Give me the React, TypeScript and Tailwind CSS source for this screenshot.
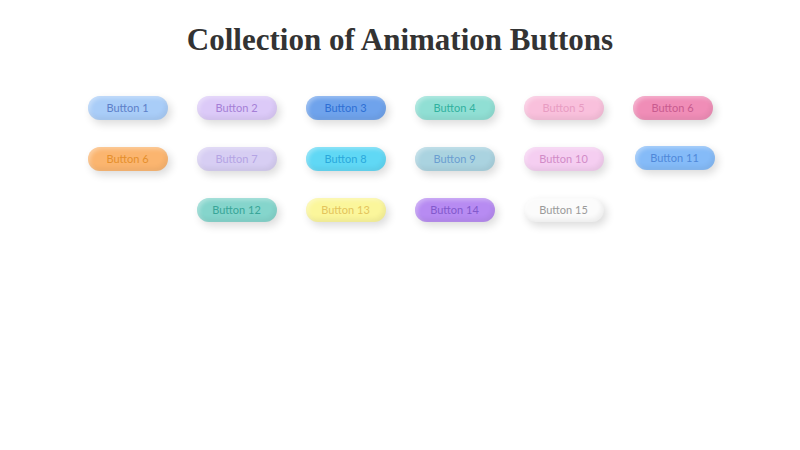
import React from 'react';

interface AnimButton {
  label: string;
  className: string;
}

// pastel pills, each with a darker tone of its own colour for the label
const buttons: AnimButton[] = [
  { label: 'Button 1', className: 'bg-[#a9cdf8] text-[#5d80c9]' },
  { label: 'Button 2', className: 'bg-[#dccaf8] text-[#a57fd6]' },
  { label: 'Button 3', className: 'bg-[#6fa3ec] text-[#2e6fd4]' },
  { label: 'Button 4', className: 'bg-[#90dfd4] text-[#30b19f]' },
  { label: 'Button 5', className: 'bg-[#f9c0dc] text-[#e89cc2]' },
  { label: 'Button 6', className: 'bg-[#f08db7] text-[#c85b8f]' },
  { label: 'Button 6', className: 'bg-[#fbb56f] text-[#e58f2c]' },
  { label: 'Button 7', className: 'bg-[#d7cef3] text-[#b4a4e4]' },
  { label: 'Button 8', className: 'bg-[#60d8f5] text-[#2aa8dc]' },
  { label: 'Button 9', className: 'bg-[#aad3e0] text-[#6b9ed0]' },
  { label: 'Button 10', className: 'bg-[#f5cef1] text-[#d18bc7]' },
  { label: 'Button 11', className: 'bg-[#85bbf8] text-[#4f88d9] translate-x-[2px] -translate-y-[1px] shadow-[2px_3px_6px_rgba(0,0,0,0.08)]' },
  { label: 'Button 12', className: 'bg-[#85d5cc] text-[#38a598]' },
  { label: 'Button 13', className: 'bg-[#fbf69b] text-[#e4c45c]' },
  { label: 'Button 14', className: 'bg-[#b78bf2] text-[#8259cc]' },
  { label: 'Button 15', className: 'bg-[#fbfbfb] text-[#9a9a9a]' },
];

export default function App() {
  return (
    <div className="min-h-[450px] w-full bg-white">
      <h1 className="pt-[21px] text-center font-['Liberation_Serif',serif] text-[31px] font-bold leading-[38px] text-[#333333]">
        Collection of Animation Buttons
      </h1>
      <div className="mx-auto mt-[37px] flex w-[640px] flex-wrap justify-center gap-x-[29px] gap-y-[27px]">
        {buttons.map((b, i) => (
          <button
            key={i}
            className={`h-6 w-20 rounded-full font-['Lato',sans-serif] text-[11px] leading-6 shadow-[3px_4px_8px_rgba(0,0,0,0.14),inset_-2px_-3px_5px_rgba(0,0,0,0.06),inset_2px_2px_4px_rgba(255,255,255,0.35)] ${b.className}`}
          >
            {b.label}
          </button>
        ))}
      </div>
    </div>
  );
}
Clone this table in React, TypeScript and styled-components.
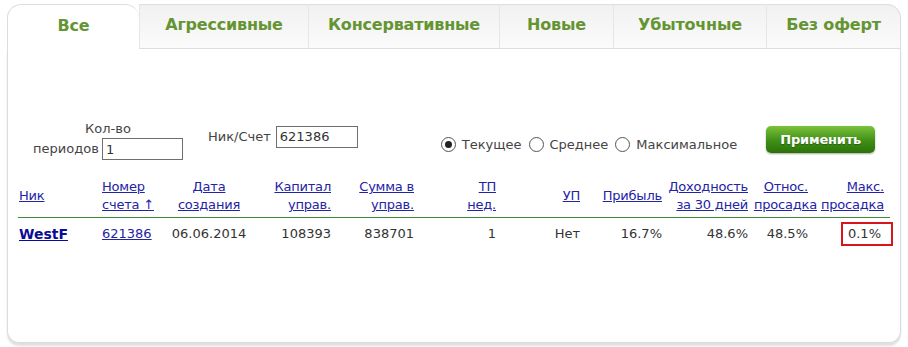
import React from 'react'
import styled, { createGlobalStyle } from 'styled-components'

const GlobalStyle = createGlobalStyle`
  body {
    margin: 0;
    background: #fff;
    font-family: "DejaVu Sans", Verdana, sans-serif;
    font-size: 13px;
    color: #444;
  }
`

const tabs = [
  { title: 'Все', width: 132 },
  { title: 'Агрессивные', width: 169 },
  { title: 'Консервативные', width: 191 },
  { title: 'Новые', width: 114 },
  { title: 'Убыточные', width: 153 },
  { title: 'Без оферт', width: 135 },
]

interface Column {
  key: string,
  title: React.ReactNode,
  width: number,
  align: 'left' | 'center' | 'right'
}

const columns: Column[] = [
  { key: 'nick', title: 'Ник', width: 81, align: 'left' },
  { key: 'account', title: <>Номер<br />счета ↑</>, width: 69, align: 'left' },
  { key: 'created', title: <>Дата<br />создания</>, width: 82, align: 'center' },
  { key: 'capital', title: <>Капитал<br />управ.</>, width: 84, align: 'right' },
  { key: 'sum', title: <>Сумма в<br />управ.</>, width: 83, align: 'right' },
  { key: 'tp', title: <>ТП<br />нед.</>, width: 82, align: 'right' },
  { key: 'up', title: 'УП', width: 84, align: 'right' },
  { key: 'profit', title: 'Прибыль', width: 82, align: 'right' },
  { key: 'yield', title: <>Доходность<br />за 30 дней</>, width: 86, align: 'right' },
  { key: 'rel', title: <>Относ.<br />просадка</>, width: 60, align: 'right' },
  { key: 'max', title: <>Макс.<br />просадка</>, width: 79, align: 'right' },
]

const Page = styled.div`
  padding: 4px 7px 5px 7px;
`

const TabBar = styled.div`
  display: flex;
  height: 45px;
`

const Tab = styled.div<{ $active?: boolean, $last?: boolean }>`
  box-sizing: border-box;
  display: flex;
  align-items: center;
  justify-content: center;
  padding-bottom: 4px;
  font-weight: bold;
  font-size: 16px;
  letter-spacing: -0.2px;
  color: #659433;
  border-top: 1px solid #dedede;
  border-left: 1px solid ${props => props.$active ? '#dcdcdc' : '#e6e6e6'};
  border-right: ${props => props.$last ? '1px solid #dcdcdc' : 'none'};
  border-bottom: ${props => props.$active ? 'none' : '1px solid #dedede'};
  border-radius: ${props => props.$active ? '14px 14px 0 0' : props.$last ? '0 14px 0 0' : '0'};
  background: ${props => props.$active ? '#fff' : 'linear-gradient(#f1f1f1, #fbfbfb)'};
`

const Panel = styled.div`
  height: 294px;
  background: #fff;
  border: 1px solid #dcdcdc;
  border-top: none;
  border-radius: 0 0 12px 12px;
  box-shadow: 0 3px 2px rgba(0, 0, 0, 0.12);
  padding: 71px 0 0 11px;
  box-sizing: border-box;
`

const Filters = styled.div`
  display: flex;
  align-items: center;
  height: 40px;
`

const PeriodField = styled.div`
  width: 150px;
  text-align: center;
  line-height: 18px;
  margin-left: 14px;
`

const TextInput = styled.input<{ $width: number }>`
  width: ${props => props.$width}px;
  height: 22px;
  box-sizing: border-box;
  border: 1px solid #6f6f6f;
  padding: 1px 3px;
  font-family: "DejaVu Sans", Verdana, sans-serif;
  font-size: 13px;
  color: #333;
  vertical-align: middle;
  margin-left: 3px;
`

const NickField = styled.div`
  margin-left: 25px;
  margin-top: -7px;
  display: flex;
  align-items: center;
  & > input { margin-left: 5px; }
`

const RadioGroup = styled.div`
  display: flex;
  align-items: center;
  margin-left: 83px;
  margin-top: 8px;
`

const RadioLabel = styled.label`
  display: flex;
  align-items: center;
  margin-right: 7px;
  color: #444;
`

const Radio = styled.span<{ $checked?: boolean }>`
  width: 15px;
  height: 15px;
  border: 1px solid #555;
  border-radius: 50%;
  box-sizing: border-box;
  margin-right: 6px;
  display: flex;
  align-items: center;
  justify-content: center;
  background: #fff;
  &::after {
    content: '';
    display: ${props => props.$checked ? 'block' : 'none'};
    width: 7px;
    height: 7px;
    border-radius: 50%;
    background: #222;
  }
`

const ApplyButton = styled.button`
  margin-left: 22px;
  margin-top: -2px;
  width: 109px;
  height: 27px;
  border: none;
  border-radius: 5px;
  background: linear-gradient(#7cc23a, #3f8f17 55%, #2c7209);
  box-shadow: 0 1px 2px rgba(0, 0, 0, 0.35);
  color: #fff;
  font-family: "DejaVu Sans", Verdana, sans-serif;
  font-weight: bold;
  font-size: 13px;
  letter-spacing: -0.2px;
  text-shadow: 0 1px 1px rgba(0, 0, 0, 0.3);
`

const Table = styled.table`
  margin-top: 17px;
  margin-left: -1px;
  border-collapse: collapse;
  table-layout: fixed;
  width: 872px;
`

const HeadCell = styled.th<{ $align: string }>`
  font-weight: normal;
  text-align: ${props => props.$align};
  vertical-align: middle;
  line-height: 18px;
  padding: 1px 3px 3px 3px;
  border-bottom: 1px solid #3f8a3a;
  letter-spacing: -0.2px;
  &:first-child { padding-left: 1px; }
  &:last-child { padding-right: 6px; }
`

const HeadLink = styled.a`
  color: #2323a6;
  text-decoration: underline;
`

const Cell = styled.td<{ $align: string }>`
  text-align: ${props => props.$align};
  line-height: 18px;
  padding: 4px 3px;
  color: #333;
  &:first-child { padding-left: 1px; }
  &:last-child { padding-right: 6px; }
`

const NickLink = styled.a`
  color: #0b0b96;
  font-weight: bold;
  font-size: 14px;
  text-decoration: underline;
`

const AccountLink = styled.a`
  color: #2323a6;
  text-decoration: underline;
`

const Highlight = styled.span`
  display: inline-block;
  border: 2px solid #d9141b;
  padding: 1px 10px 1px 5px;
  margin-right: -9px;
`

export default function App () {
  const row: Record<string, React.ReactNode> = {
    nick: <NickLink href="#">WestF</NickLink>,
    account: <AccountLink href="#">621386</AccountLink>,
    created: '06.06.2014',
    capital: '108393',
    sum: '838701',
    tp: '1',
    up: 'Нет',
    profit: '16.7%',
    yield: '48.6%',
    rel: '48.5%',
    max: <Highlight>0.1%</Highlight>,
  }

  return (
    <Page>
      <GlobalStyle />
      <TabBar>
        {tabs.map((tab, index) => (
          <Tab
            key={tab.title}
            style={{ width: tab.width }}
            $active={index === 0}
            $last={index === tabs.length - 1}
          >
            {tab.title}
          </Tab>
        ))}
      </TabBar>
      <Panel>
        <Filters>
          <PeriodField>
            Кол-во<br />периодов<TextInput $width={81} defaultValue="1" />
          </PeriodField>
          <NickField>
            Ник/Счет<TextInput $width={82} defaultValue="621386" />
          </NickField>
          <RadioGroup>
            <RadioLabel><Radio $checked />Текущее</RadioLabel>
            <RadioLabel><Radio />Среднее</RadioLabel>
            <RadioLabel><Radio />Максимальное</RadioLabel>
          </RadioGroup>
          <ApplyButton>Применить</ApplyButton>
        </Filters>
        <Table>
          <colgroup>
            {columns.map(col => <col key={col.key} style={{ width: col.width }} />)}
          </colgroup>
          <thead>
            <tr>
              {columns.map(col => (
                <HeadCell key={col.key} $align={col.align}>
                  <HeadLink href="#">{col.title}</HeadLink>
                </HeadCell>
              ))}
            </tr>
          </thead>
          <tbody>
            <tr>
              {columns.map(col => (
                <Cell key={col.key} $align={col.align}>{row[col.key]}</Cell>
              ))}
            </tr>
          </tbody>
        </Table>
      </Panel>
    </Page>
  )
}
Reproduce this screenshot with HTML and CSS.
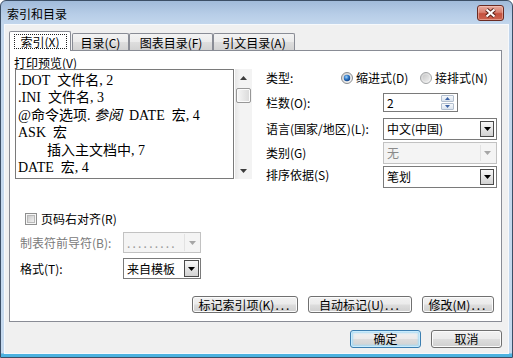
FILE: index.html
```html
<!DOCTYPE html>
<html lang="zh-CN">
<head>
<meta charset="utf-8">
<title>索引和目录</title>
<link rel="stylesheet" href="styles.css">
</head>
<body>
<div class="window">
  <div class="titlebar">
    <span class="title">索引和目录</span>
    <div class="close">
      <svg width="25" height="14" viewBox="0 0 25 14"><path d="M8.5 3.5 L16.5 10.5 M16.5 3.5 L8.5 10.5" stroke="#5a2219" stroke-width="4.2"/><path d="M8.5 3.5 L16.5 10.5 M16.5 3.5 L8.5 10.5" stroke="#ffffff" stroke-width="2.2"/></svg>
    </div>
  </div>
  <div class="client">
    <div class="tabs">
      <div class="tab active t1"><span class="focus">索引(X)</span></div>
      <div class="tab t2">目录(C)</div>
      <div class="tab t3">图表目录(F)</div>
      <div class="tab t4">引文目录(A)</div>
    </div>
    <div class="panel">
      <div class="upper">
        <div class="preview-col">
          <div class="pv-label">打印预览(V)</div>
          <div class="pv-box">
            <div class="pv-text">
              <div class="pv-line">.DOT&nbsp;&nbsp;文件名, 2</div>
              <div class="pv-line">.INI&nbsp;&nbsp;文件名, 3</div>
              <div class="pv-line">@命令选项. <i class="it">参阅</i>&nbsp;&nbsp;DATE&nbsp;&nbsp;宏, 4</div>
              <div class="pv-line">ASK&nbsp;&nbsp;宏</div>
              <div class="pv-line ind">插入主文档中, 7</div>
              <div class="pv-line">DATE&nbsp;&nbsp;宏, 4</div>
            </div>
            <div class="vscroll">
              <div class="sb-btn"><svg width="7" height="4" viewBox="0 0 7 4"><path d="M3.5 0L7 4H0z" fill="#3c3c3c"/></svg></div>
              <div class="thumb"></div>
              <div class="sb-spacer"></div>
              <div class="sb-btn"><svg width="7" height="4" viewBox="0 0 7 4"><path d="M0 0H7L3.5 4z" fill="#3c3c3c"/></svg></div>
            </div>
          </div>
        </div>
        <div class="form">
          <div class="row r1">
            <span class="lbl">类型:</span>
            <svg class="radio" width="12" height="12" viewBox="0 0 12 12"><defs><linearGradient id="rg1" x1="0" y1="0" x2="1" y2="1"><stop offset="0" stop-color="#cfcfcf"/><stop offset="1" stop-color="#fbfbfb"/></linearGradient><radialGradient id="rb1" cx=".4" cy=".35" r=".7"><stop offset="0" stop-color="#a8d6f8"/><stop offset=".5" stop-color="#2f78c6"/><stop offset="1" stop-color="#0d3b80"/></radialGradient></defs><circle cx="6" cy="6" r="5.5" fill="url(#rg1)" stroke="#8a8c8e"/><circle cx="6" cy="6" r="3.2" fill="url(#rb1)"/></svg>
            <span class="rtext">缩进式(D)</span>
            <svg class="radio" width="12" height="12" viewBox="0 0 12 12"><defs><linearGradient id="rg2" x1="0" y1="0" x2="1" y2="1"><stop offset="0" stop-color="#cfcfcf"/><stop offset="1" stop-color="#fbfbfb"/></linearGradient><linearGradient id="rb2" x1="0" y1="0" x2="1" y2="1"><stop offset="0" stop-color="#c9c9c9"/><stop offset="1" stop-color="#ececec"/></linearGradient></defs><circle cx="6" cy="6" r="5.5" fill="url(#rg2)" stroke="#a2a4a6"/><circle cx="6" cy="6" r="3.4" fill="url(#rb2)"/></svg>
            <span>接排式(N)</span>
          </div>
          <div class="row r2">
            <span class="lbl">栏数(O):</span>
            <div class="spin">
              <span class="val">2</span>
              <div class="spin-btns">
                <span><svg width="5" height="3" viewBox="0 0 5 3"><path d="M2.5 0L5 3H0z" fill="#3d63a6"/></svg></span>
                <span><svg width="5" height="3" viewBox="0 0 5 3"><path d="M0 0H5L2.5 3z" fill="#3d63a6"/></svg></span>
              </div>
            </div>
          </div>
          <div class="row r3">
            <span class="lbl">语言(国家/地区)(L):</span>
            <div class="combo">
              <span class="val">中文(中国)</span>
              <span class="dd"><svg width="7" height="4" viewBox="0 0 7 4"><path d="M0 0H7L3.5 4z" fill="#000"/></svg></span>
            </div>
          </div>
          <div class="row r4">
            <span class="lbl">类别(G)</span>
            <div class="combo dis">
              <span class="val">无</span>
              <span class="dd"><svg width="7" height="4" viewBox="0 0 7 4"><path d="M0 0H7L3.5 4z" fill="#a6a6a6"/></svg></span>
            </div>
          </div>
          <div class="row r5">
            <span class="lbl">排序依据(S)</span>
            <div class="combo">
              <span class="val">笔划</span>
              <span class="dd"><svg width="7" height="4" viewBox="0 0 7 4"><path d="M0 0H7L3.5 4z" fill="#000"/></svg></span>
            </div>
          </div>
        </div>
      </div>
      <div class="lower">
        <div class="chk-row">
          <svg class="chk" width="12" height="12" viewBox="0 0 12 12"><defs><linearGradient id="cg" x1="0" y1="0" x2="1" y2="1"><stop offset="0" stop-color="#c8c8c8"/><stop offset="1" stop-color="#f3f3f3"/></linearGradient></defs><rect x=".5" y=".5" width="11" height="11" fill="#f6f6f6" stroke="#8e8f8f"/><rect x="2.5" y="2.5" width="7" height="7" fill="url(#cg)" stroke="#b9b9b9" stroke-width="1"/></svg>
          <span>页码右对齐(R)</span>
        </div>
        <div class="lrow lead">
          <span class="lbl grey">制表符前导符(B):</span>
          <div class="combo small dis">
            <span class="val dotsval">.........</span>
            <span class="dd"><svg width="7" height="4" viewBox="0 0 7 4"><path d="M0 0H7L3.5 4z" fill="#a6a6a6"/></svg></span>
          </div>
        </div>
        <div class="lrow fmt">
          <span class="lbl">格式(T):</span>
          <div class="combo small">
            <span class="val">来自模板</span>
            <span class="dd"><svg width="7" height="4" viewBox="0 0 7 4"><path d="M0 0H7L3.5 4z" fill="#000"/></svg></span>
          </div>
        </div>
      </div>
      <div class="pbtns">
        <div class="btn b1">标记索引项(K)<span class="dots">...</span></div>
        <div class="btn b2">自动标记(U)<span class="dots">...</span></div>
        <div class="btn b3">修改(M)<span class="dots">...</span></div>
      </div>
    </div>
    <div class="footer">
      <div class="btn ok">确定</div>
      <div class="btn">取消</div>
    </div>
  </div>
</div>
</body>
</html>
```

FILE: styles.css
```css
* { box-sizing: border-box; margin: 0; padding: 0; }
html, body { width: 513px; height: 358px; overflow: hidden; }
body {
  font-family: "Noto Sans CJK SC", "Liberation Sans", sans-serif;
  font-size: 12px;
  line-height: 14px;
  color: #000;
  background: #fff;
}

.window {
  width: 513px;
  height: 358px;
  border: 1px solid #3c4f66;
  border-radius: 6px 6px 0 0;
  background: linear-gradient(to bottom, #a1bbda 0, #b7cde7 13px, #c2d6ec 23px, #c5d9ee 352px, #4cb2e0 353px);
  padding: 0 3px 3px 3px;
  display: flex;
  flex-direction: column;
}

.titlebar {
  height: 23px;
  display: flex;
  align-items: center;
  padding-left: 3px;
}
.title { margin-top: 2px; }
.close {
  margin-left: auto;
  margin-right: 5px;
  margin-top: 1px;
  width: 27px;
  height: 16px;
  border: 1px solid #6a2a22;
  border-radius: 3px;
  background: linear-gradient(to bottom, #e8aa9e 0%, #d98070 45%, #c4503e 55%, #cc6450 100%);
  box-shadow: inset 0 0 0 1px rgba(255, 215, 205, 0.45);
  display: flex;
  align-items: center;
  justify-content: center;
}

.client {
  flex: 1;
  background: #f0f0f0;
  border: 1px solid #f6f9fc;
  display: flex;
  flex-direction: column;
  padding: 6px 6px 0 4px;
}

/* tabs */
.tabs {
  display: flex;
  align-items: flex-end;
  height: 20px;
  position: relative;
  z-index: 2;
}
.tab {
  height: 17px;
  margin-bottom: 1px;
  border: 1px solid #898c95;
  border-bottom: 0;
  border-radius: 2px 2px 0 0;
  background: linear-gradient(#f3f3f3 0%, #ebebeb 50%, #dedede 50%, #d2d2d2 100%);
  display: flex;
  align-items: center;
  justify-content: center;
  padding-top: 1px;
  white-space: nowrap;
}
.tab.active {
  height: 20px;
  margin-bottom: 0;
  background: #fff;
  padding-top: 0;
}
.t1 { width: 62px; }
.t2 { width: 57px; margin-left: 1px; }
.t3 { width: 84px; }
.t4 { width: 82px; }
.focus {
  border: 1px dotted #222;
  padding: 0 6px;
  line-height: 13px;
}

/* panel */
.panel {
  margin-top: -1px;
  width: 493px;
  height: 272px;
  border: 1px solid #898c95;
  background: #fff;
  display: flex;
  flex-direction: column;
}
.upper {
  display: flex;
  align-items: flex-start;
  height: 137px;
  flex: none;
}
.preview-col { margin-left: 4px; padding-top: 5px; }
.pv-label { height: 13px; line-height: 13px; }
.pv-box { display: flex; margin-left: 1px; }
.pv-text {
  width: 219px;
  height: 110px;
  border: 1px solid #7a7a7a;
  padding: 2px 0 0 2px;
  font-family: "Liberation Serif", "Noto Sans CJK SC", serif;
  font-size: 14px;
}
.pv-line {
  height: 17.4px;
  line-height: 17.4px;
  white-space: nowrap;
}
.ind { padding-left: 29px; }
.it { font-style: italic; }

.vscroll {
  width: 17px;
  height: 110px;
  margin-left: 1px;
  background: linear-gradient(to right, #e6e6e6, #f3f3f3 30%, #f3f3f3);
  display: flex;
  flex-direction: column;
  align-items: center;
}
.sb-btn {
  height: 17px;
  width: 17px;
  display: flex;
  align-items: center;
  justify-content: center;
}
.sb-btn svg { display: block; }
.thumb {
  width: 15px;
  height: 15px;
  margin-top: 2px;
  border: 1px solid #979797;
  border-radius: 2px;
  background: linear-gradient(to right, #f7f7f7, #e8e8e8 50%, #d9d9d9);
  box-shadow: inset 0 0 0 1px #fbfbfb;
}
.sb-spacer { flex: 1; }

/* form */
.form {
  margin-left: 14px;
  padding-top: 19px;
  display: flex;
  flex-direction: column;
}
.row { display: flex; align-items: center; white-space: nowrap; }
.lbl { width: 117px; flex: none; white-space: nowrap; }
.r1 { height: 16px; }
.r1 .lbl { width: 75px; }
.radio { display: block; flex: none; margin-right: 3px; }
.rtext { width: 64px; flex: none; }
.r2 { height: 19px; margin-top: 7px; }
.r3 { height: 22px; margin-top: 6px; }
.r4 { height: 21px; margin-top: 2px; }
.r5 { height: 22px; margin-top: 3px; align-items: flex-start; }
.r5 .lbl { padding-top: 2px; }

.spin {
  width: 75px;
  height: 19px;
  border: 1px solid #7a7a7a;
  background: #fff;
  display: flex;
  align-items: center;
  padding-left: 3px;
}
.spin-btns {
  margin-left: auto;
  margin-right: 3px;
  width: 13px;
  height: 15px;
  display: flex;
  flex-direction: column;
  gap: 1px;
}
.spin-btns span {
  flex: 1;
  border: 1px solid #b3bfcf;
  border-radius: 1px;
  background: linear-gradient(#f6f9fc, #dbe4ef);
  display: flex;
  align-items: center;
  justify-content: center;
}
.spin-btns svg { display: block; }

.combo {
  width: 114px;
  height: 22px;
  border: 1px solid #7a7a7a;
  background: #fff;
  display: flex;
  align-items: center;
  padding-left: 3px;
}
.combo .val { flex: 1; white-space: nowrap; }
.dd {
  width: 14px;
  align-self: stretch;
  margin: 2px 2px 2px 0;
  border: 1px solid #4a4a4a;
  background: linear-gradient(#f8f8f8, #d2d2d2);
  display: flex;
  align-items: center;
  justify-content: center;
}
.dd svg { display: block; }
.combo.dis {
  background: #f4f4f4;
  border-color: #c2c2c2;
  color: #8a8a8a;
}
.combo.dis .dd {
  border: 0;
  border-left: 1px solid #e2e2e2;
  background: none;
}
.combo.small { width: 78px; height: 21px; }
.combo.small .dd { margin: 1px 1px 1px 0; width: 15px; }

/* lower */
.lower { margin-top: 23px; display: flex; flex-direction: column; }
.chk-row {
  height: 15px;
  display: flex;
  align-items: center;
  padding-left: 15px;
}
.chk { display: block; margin-right: 4px; }
.lrow {
  display: flex;
  align-items: center;
  height: 21px;
  padding-left: 10px;
}
.lrow .lbl { width: 103px; }
.grey { color: #7a7a7a; }
.lead { margin-top: 6px; }
.fmt { margin-top: 5px; }
.dotsval { letter-spacing: 2.2px; color: #9a9a9a; }

/* buttons */
.pbtns {
  margin-top: auto;
  margin-bottom: 8px;
  display: flex;
  justify-content: flex-end;
  gap: 10px;
  padding-right: 7px;
}
.btn {
  height: 17px;
  border: 1px solid #707070;
  border-radius: 3px;
  background: linear-gradient(#f2f2f2 0%, #ebebeb 48%, #dddddd 52%, #cfcfcf 100%);
  box-shadow: inset 0 0 0 1px #fbfbfb;
  display: flex;
  align-items: center;
  justify-content: center;
  white-space: nowrap;
}
.dots { letter-spacing: 2px; margin-left: 1px; }
.b1 { width: 106px; }
.b2 { width: 104px; }
.b3 { width: 72px; }

.footer {
  margin-top: 8px;
  display: flex;
  justify-content: flex-end;
  gap: 10px;
}
.footer .btn { width: 71px; height: 18px; }
.btn.ok {
  border-color: #3c7fb1;
  box-shadow: inset 0 0 0 1px #c9ecfd, inset 0 0 2px 2px #a9dcf6;
}
```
+ + + + +
**Required task:** From the entries above, extract each line containing "this".

**Right answer:**
Give me the React, TypeScript and Tailwind CSS source for this screenshot.
Clone this table in React, TypeScript and styled-components.
Reproduce this screenshot with HTML and CSS.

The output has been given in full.